• Directions: Work out how many lines of the data hold the string "this", and reply with that number alone.

• The records:
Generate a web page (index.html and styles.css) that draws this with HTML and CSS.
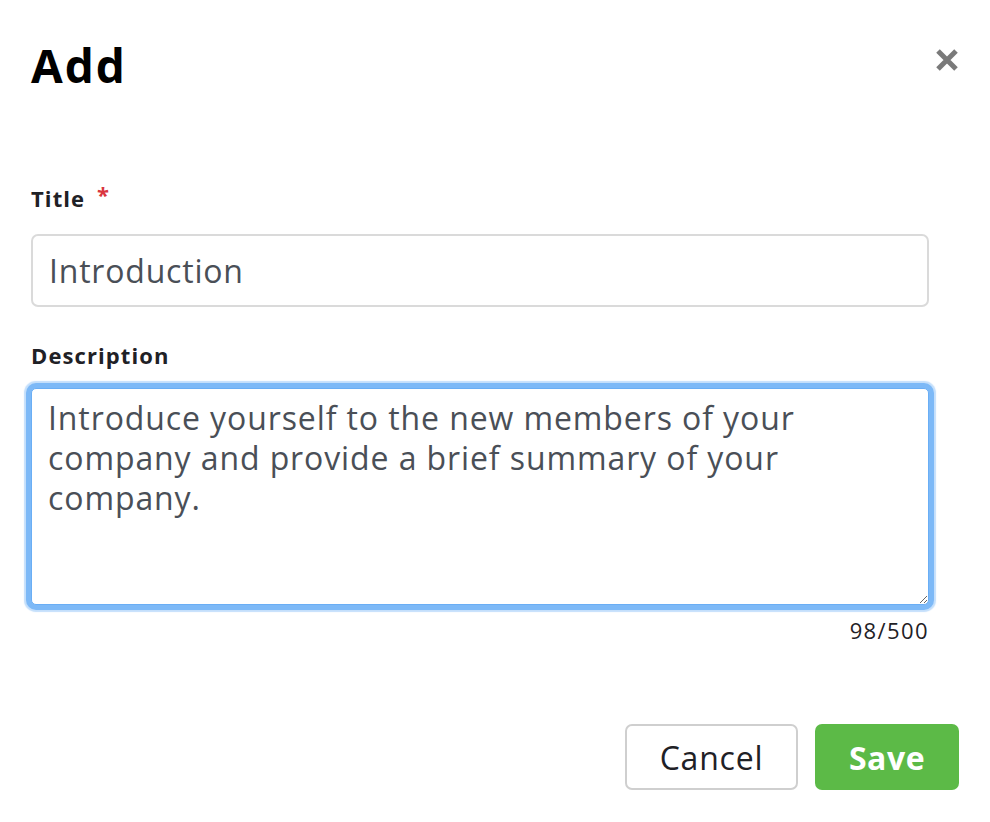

...

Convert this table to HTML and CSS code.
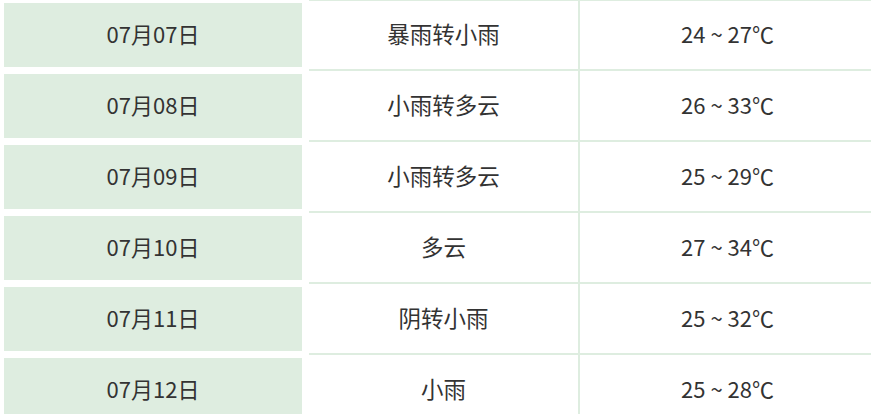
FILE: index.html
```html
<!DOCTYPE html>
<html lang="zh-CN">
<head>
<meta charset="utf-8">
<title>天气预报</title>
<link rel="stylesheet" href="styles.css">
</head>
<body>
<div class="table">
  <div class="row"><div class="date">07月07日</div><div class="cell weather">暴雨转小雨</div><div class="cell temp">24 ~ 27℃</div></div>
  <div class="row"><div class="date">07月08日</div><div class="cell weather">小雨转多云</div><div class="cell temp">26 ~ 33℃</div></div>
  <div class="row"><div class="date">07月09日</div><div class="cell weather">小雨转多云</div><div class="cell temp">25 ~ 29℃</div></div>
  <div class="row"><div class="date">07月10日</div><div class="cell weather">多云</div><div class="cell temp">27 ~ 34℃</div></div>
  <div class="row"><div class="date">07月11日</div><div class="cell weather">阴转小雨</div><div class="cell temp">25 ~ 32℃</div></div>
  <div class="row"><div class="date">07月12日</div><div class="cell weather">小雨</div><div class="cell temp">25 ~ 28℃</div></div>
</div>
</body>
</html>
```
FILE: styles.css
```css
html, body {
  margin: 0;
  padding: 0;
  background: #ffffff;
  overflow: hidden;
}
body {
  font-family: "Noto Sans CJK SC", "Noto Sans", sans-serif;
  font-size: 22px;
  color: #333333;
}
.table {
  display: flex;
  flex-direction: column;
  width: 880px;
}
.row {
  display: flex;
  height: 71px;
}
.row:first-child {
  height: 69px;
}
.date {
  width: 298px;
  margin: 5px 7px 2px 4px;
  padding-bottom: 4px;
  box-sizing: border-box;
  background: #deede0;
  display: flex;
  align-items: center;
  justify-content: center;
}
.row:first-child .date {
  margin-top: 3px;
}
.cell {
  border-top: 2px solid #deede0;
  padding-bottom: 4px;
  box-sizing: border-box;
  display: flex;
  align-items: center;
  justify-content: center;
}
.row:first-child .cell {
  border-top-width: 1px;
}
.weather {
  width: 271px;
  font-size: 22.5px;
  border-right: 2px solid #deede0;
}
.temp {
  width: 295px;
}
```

* * *

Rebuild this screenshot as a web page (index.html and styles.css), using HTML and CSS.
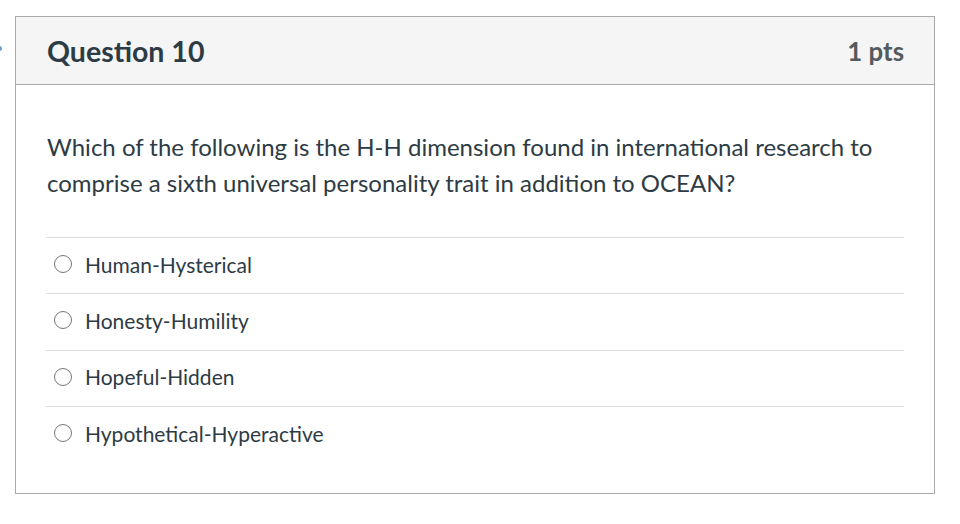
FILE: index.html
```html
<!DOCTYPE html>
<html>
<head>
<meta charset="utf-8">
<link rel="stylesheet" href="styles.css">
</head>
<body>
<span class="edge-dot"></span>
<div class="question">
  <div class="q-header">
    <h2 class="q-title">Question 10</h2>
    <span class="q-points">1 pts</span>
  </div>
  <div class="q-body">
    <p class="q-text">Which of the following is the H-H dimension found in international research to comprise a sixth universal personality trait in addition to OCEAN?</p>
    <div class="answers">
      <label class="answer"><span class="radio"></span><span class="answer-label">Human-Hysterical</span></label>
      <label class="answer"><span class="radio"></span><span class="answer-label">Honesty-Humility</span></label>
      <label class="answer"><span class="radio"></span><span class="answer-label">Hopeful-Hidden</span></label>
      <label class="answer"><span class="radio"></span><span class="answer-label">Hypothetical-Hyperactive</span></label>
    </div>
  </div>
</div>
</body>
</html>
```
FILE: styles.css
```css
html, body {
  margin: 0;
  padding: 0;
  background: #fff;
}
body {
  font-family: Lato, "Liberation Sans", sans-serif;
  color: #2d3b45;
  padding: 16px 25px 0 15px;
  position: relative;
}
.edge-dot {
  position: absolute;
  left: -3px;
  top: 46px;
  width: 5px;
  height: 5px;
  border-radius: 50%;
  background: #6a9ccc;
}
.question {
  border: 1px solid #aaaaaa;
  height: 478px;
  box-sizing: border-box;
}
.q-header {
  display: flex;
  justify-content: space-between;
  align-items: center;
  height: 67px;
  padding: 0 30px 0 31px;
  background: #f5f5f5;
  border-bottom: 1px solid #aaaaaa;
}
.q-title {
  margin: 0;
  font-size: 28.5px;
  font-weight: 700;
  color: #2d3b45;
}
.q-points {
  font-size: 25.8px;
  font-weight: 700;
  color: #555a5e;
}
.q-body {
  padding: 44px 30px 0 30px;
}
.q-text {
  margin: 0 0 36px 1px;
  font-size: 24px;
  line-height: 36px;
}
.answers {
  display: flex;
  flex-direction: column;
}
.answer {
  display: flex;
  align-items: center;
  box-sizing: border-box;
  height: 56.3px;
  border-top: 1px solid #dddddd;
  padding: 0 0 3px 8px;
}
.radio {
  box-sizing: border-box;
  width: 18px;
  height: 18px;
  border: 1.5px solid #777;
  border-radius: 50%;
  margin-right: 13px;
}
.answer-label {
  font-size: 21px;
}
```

• Finished exercise: 3